2. Allows the use of prior information to prevent very early stopping, and provide better estimates early on.
3. Every piece of the testing setup is, imho, easy to understand (ignore this benefit if you can comfortably derive Student's T-distribution from first principles)
[0] https://www.countbayesie.com/blog/2015/4/25/bayesian-ab-test...
How many of the recent YC graduates fail at basic numeracy? Does node.js mean you don't have to understand data structures and algorithms to successfully "preneur" too?
I mean, in finance this doesn't do. Or in consulting. So there's adverse selection to worry too.
When we're A/B testing code, the code is already written. If there's a 5%, or even 15% chance of it being bullshit, who cares? The effort is usually exactly the same if I switch or not.
It's my understanding that 95%, 99%, etc, were established for things that require extra change. We don't want to spend extra time developing and marketing a new drug if it isn't effective. We don't want to tell people to do A instead of B if we aren't sure A is really better than B.
But in software I've already spent all the time I need to to implement the variation on the feature. So given that, why do I need 95%?
I would appreciate if someone with more knowledge can answer this question.

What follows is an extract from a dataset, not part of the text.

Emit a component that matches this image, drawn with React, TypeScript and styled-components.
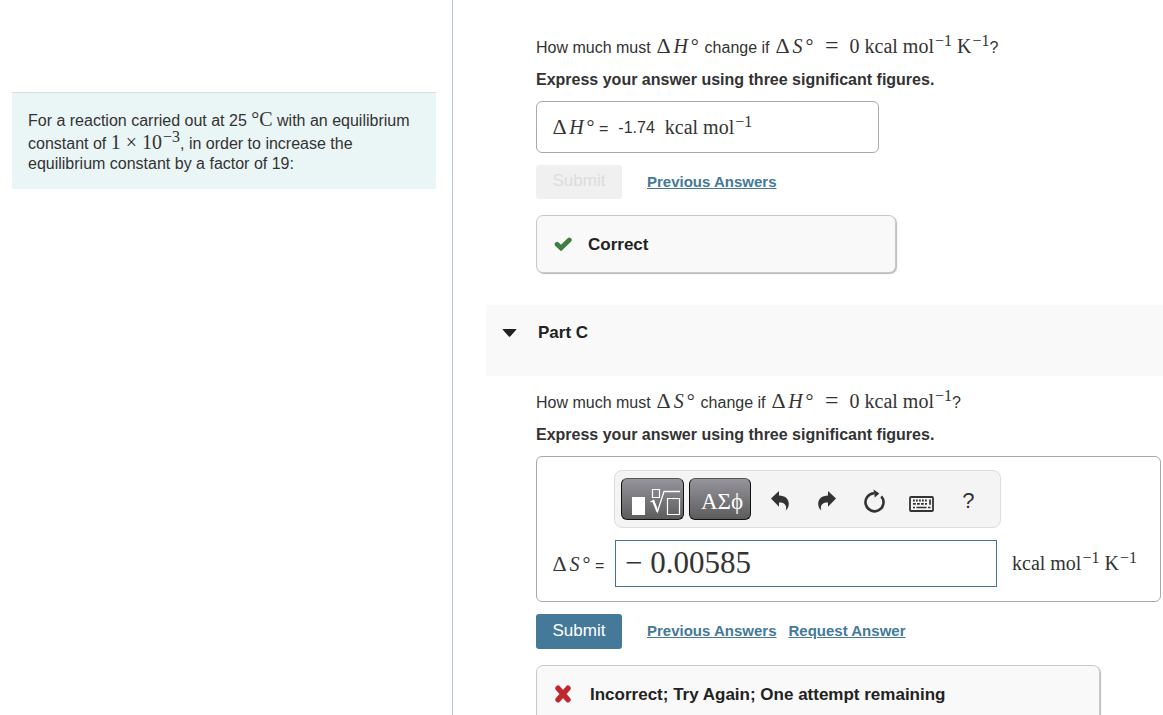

Edit to add: I see a lot of answers about the cost to keep the code around. What about A/B tests that don't require extra code, just different code? Most of our A/B tests fall into this category.
validation of upside vs validation of downside
as in: i want to avoid pushing something that is worse but i am optimistic (up to even indifferent) about how much something is better
personal opinion: data trains gut-feeling
If you try 100 tests, and pick the 5 that pass the Statistically Significant threshold, most likely all 5 are BS.
"If you’re running squeaky clean A/B tests at 95% statistical significance and you run 20 tests this year, odds are one of the results you report (and act on) is going to be straight up wrong."